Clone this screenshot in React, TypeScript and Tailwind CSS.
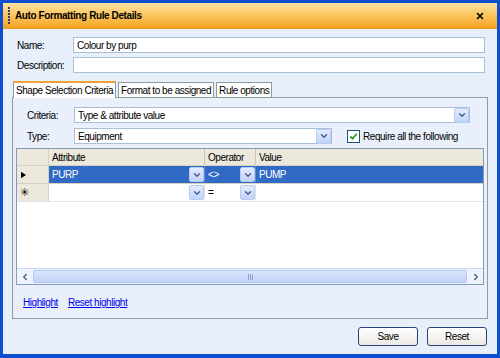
import { ChevronDown, ChevronLeft, ChevronRight, X } from 'lucide-react'

function DropBtn() {
  return (
    <div className="w-[15px] h-[15px] shrink-0 flex items-center justify-center bg-gradient-to-b from-[#e3ecfd] to-[#c1d3fb] border border-[#b7cbf5] rounded-[2px]">
      <ChevronDown className="w-[10px] h-[10px] text-[#4d6185]" strokeWidth={3.5} />
    </div>
  )
}

function Field({ label, value }: { label: string; value: string }) {
  return (
    <div className="flex items-center h-[16px]">
      <span className="w-[56px] shrink-0 whitespace-nowrap">{label}</span>
      <div className="flex-1 h-[16px] bg-white border border-[#a9bfd6] flex items-center pl-[3px]">
        <span className="flex-1">{value}</span>
      </div>
    </div>
  )
}

export default function App() {
  return (
    <div
      className="w-[500px] h-[358px] bg-[#0d4fd0] p-[3px] pb-[4px] text-[10px] tracking-[-0.45px] text-black"
      style={{ fontFamily: '"Liberation Sans", Arial, sans-serif' }}
    >
      <div className="h-full flex flex-col bg-[#e7effb]">
        {/* barra de titulo */}
        <div className="h-[26px] shrink-0 flex items-center bg-gradient-to-b from-[#fee3a0] via-[#fbc45a] to-[#f3a41e] border-b border-[#e39a22] pl-[5px] pr-[12px]">
          <div className="flex flex-col gap-[1px] mr-[5px]">
            {[0, 1, 2, 3, 4, 5].map((i) => (
              <div key={i} className="w-[2px] h-[2px] bg-[#3a3a78]" />
            ))}
          </div>
          <span className="font-bold flex-1 text-[10px] tracking-[-0.4px]">Auto Formatting Rule Details</span>
          <X className="w-[10px] h-[10px]" strokeWidth={4} />
        </div>

        <div className="flex-1 flex flex-col px-[9px] pt-[8px] pb-[8px]">
          <div className="flex flex-col gap-[4px] pl-[5px] pr-[3px]">
            <Field label="Name:" value="Colour by purp" />
            <Field label="Description:" value="" />
          </div>

          {/* abas */}
          <div className="flex items-end mt-[7px] h-[17px] pl-[1px]">
            <div className="h-[17px] px-[2px] bg-white border border-[#919b9c] border-b-0 border-t-[2px] border-t-[#f0a336] flex items-center relative z-10 -mb-px whitespace-nowrap">
              Shape Selection Criteria
            </div>
            <div className="h-[15px] px-[2px] ml-[2px] bg-white border border-[#919b9c] border-b-0 flex items-center whitespace-nowrap">
              Format to be assigned
            </div>
            <div className="h-[15px] px-[2px] ml-[2px] bg-white border border-[#919b9c] border-b-0 flex items-center whitespace-nowrap">
              Rule options
            </div>
          </div>

          <div className="flex-1 border border-[#919b9c] bg-[#e9f0fb] flex flex-col px-[3px] pt-[9px] pb-[8px]">
            <div className="pl-[11px] pr-[14px]">
              <div className="flex items-center h-[16px]">
                <span className="w-[47px] shrink-0">Criteria:</span>
                <div className="flex-1 h-[16px] bg-white border border-[#a9bfd6] flex items-center pl-[3px]">
                  <span className="flex-1">Type &amp; attribute value</span>
                  <DropBtn />
                </div>
              </div>
              <div className="flex items-center h-[16px] mt-[5px]">
                <span className="w-[47px] shrink-0">Type:</span>
                <div className="w-[258px] h-[16px] bg-white border border-[#a9bfd6] flex items-center pl-[3px]">
                  <span className="flex-1">Equipment</span>
                  <DropBtn />
                </div>
                <div className="ml-[15px] flex items-center gap-[3px] whitespace-nowrap">
                  <div className="w-[13px] h-[13px] bg-white border border-[#1c5180] flex items-center justify-center">
                    <svg viewBox="0 0 10 10" className="w-[9px] h-[9px]">
                      <path d="M1.5 5 L4 7.5 L8.5 2" stroke="#21a121" strokeWidth="2" fill="none" />
                    </svg>
                  </div>
                  <span>Require all the following</span>
                </div>
              </div>
            </div>

            {/* grade */}
            <div className="flex-1 mt-[4px] bg-white border border-[#7f9db9] flex flex-col">
              <div className="h-[17px] flex bg-[#ece8dc] border-b border-[#d6d2c2]">
                <div className="w-[32px] border-r border-[#d6d2c2]" />
                <div className="w-[156px] pl-[3px] flex items-center border-r border-[#c9c5b6]">Attribute</div>
                <div className="w-[51px] pl-[3px] flex items-center border-r border-[#c9c5b6]">Operator</div>
                <div className="flex-1 pl-[3px] flex items-center">Value</div>
              </div>
              <div className="h-[18px] flex border-b border-[#d6d2c2]">
                <div className="w-[32px] bg-[#ece8dc] border-r border-[#d6d2c2] flex items-center pl-[4px]">
                  <svg viewBox="0 0 6 8" className="w-[5px] h-[8px]">
                    <path d="M0 0 L6 4 L0 8 Z" fill="#000" />
                  </svg>
                </div>
                <div className="flex-1 flex bg-[#316ac5] text-white">
                  <div className="w-[156px] pl-[3px] flex items-center border-r border-[#5d8bd6]">
                    <span className="flex-1">PURP</span>
                    <DropBtn />
                  </div>
                  <div className="w-[51px] pl-[3px] flex items-center border-r border-[#5d8bd6]">
                    <span className="flex-1">&lt;&gt;</span>
                    <DropBtn />
                  </div>
                  <div className="flex-1 pl-[3px] flex items-center">PUMP</div>
                </div>
              </div>
              <div className="h-[18px] flex border-b border-[#e3e3e3]">
                <div className="w-[32px] bg-[#ece8dc] border-r border-[#d6d2c2] flex items-center pl-[3px] text-[11px]">
                  ✳
                </div>
                <div className="w-[156px] pl-[3px] flex items-center border-r border-[#e3e3e3]">
                  <span className="flex-1" />
                  <DropBtn />
                </div>
                <div className="w-[51px] pl-[3px] flex items-center border-r border-[#e3e3e3]">
                  <span className="flex-1">=</span>
                  <DropBtn />
                </div>
                <div className="flex-1" />
              </div>
              <div className="flex-1" />
              <div className="h-[16px] flex items-center bg-[#eef3fd] border-t border-[#c7d6f3]">
                <div className="w-[15px] h-[15px] flex items-center justify-center">
                  <ChevronLeft className="w-[10px] h-[10px] text-[#4d6185]" strokeWidth={3.5} />
                </div>
                <div className="flex-1 h-[13px] mx-[1px] bg-gradient-to-b from-[#d9e4fd] to-[#c3d3f8] border border-[#b3c7f3] rounded-[2px] flex items-center justify-center">
                  <div className="flex gap-[1px]">
                    <div className="w-px h-[6px] bg-[#8aa4d8]" />
                    <div className="w-px h-[6px] bg-[#8aa4d8]" />
                    <div className="w-px h-[6px] bg-[#8aa4d8]" />
                  </div>
                </div>
                <div className="w-[15px] h-[15px] flex items-center justify-center">
                  <ChevronRight className="w-[10px] h-[10px] text-[#4d6185]" strokeWidth={3.5} />
                </div>
              </div>
            </div>

            <div className="flex gap-[10px] mt-[10px] pl-[7px]">
              <a className="text-[#0000ee] underline">Highlight</a>
              <a className="text-[#0000ee] underline">Reset highlight</a>
            </div>
          </div>

          <div className="flex justify-end gap-[9px] mt-[8px] pr-[1px]">
            <button className="w-[60px] h-[19px] rounded-[3px] border border-[#28437a] bg-gradient-to-b from-white to-[#ece9e2]">
              Save
            </button>
            <button className="w-[60px] h-[19px] rounded-[3px] border border-[#28437a] bg-gradient-to-b from-white to-[#ece9e2]">
              Reset
            </button>
          </div>
        </div>
      </div>
    </div>
  )
}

______

WHAT IS REQUIRED
Exactly as written, please give again the lines from the beginning of the listing through the line containing "ChevronLeft, ChevronRight, X", inclusive, without any pictures.

EXERCISE ANSWER
Clone this screenshot in React, TypeScript and Tailwind CSS.
import { ChevronDown, ChevronLeft, ChevronRight, X } from 'lucide-react'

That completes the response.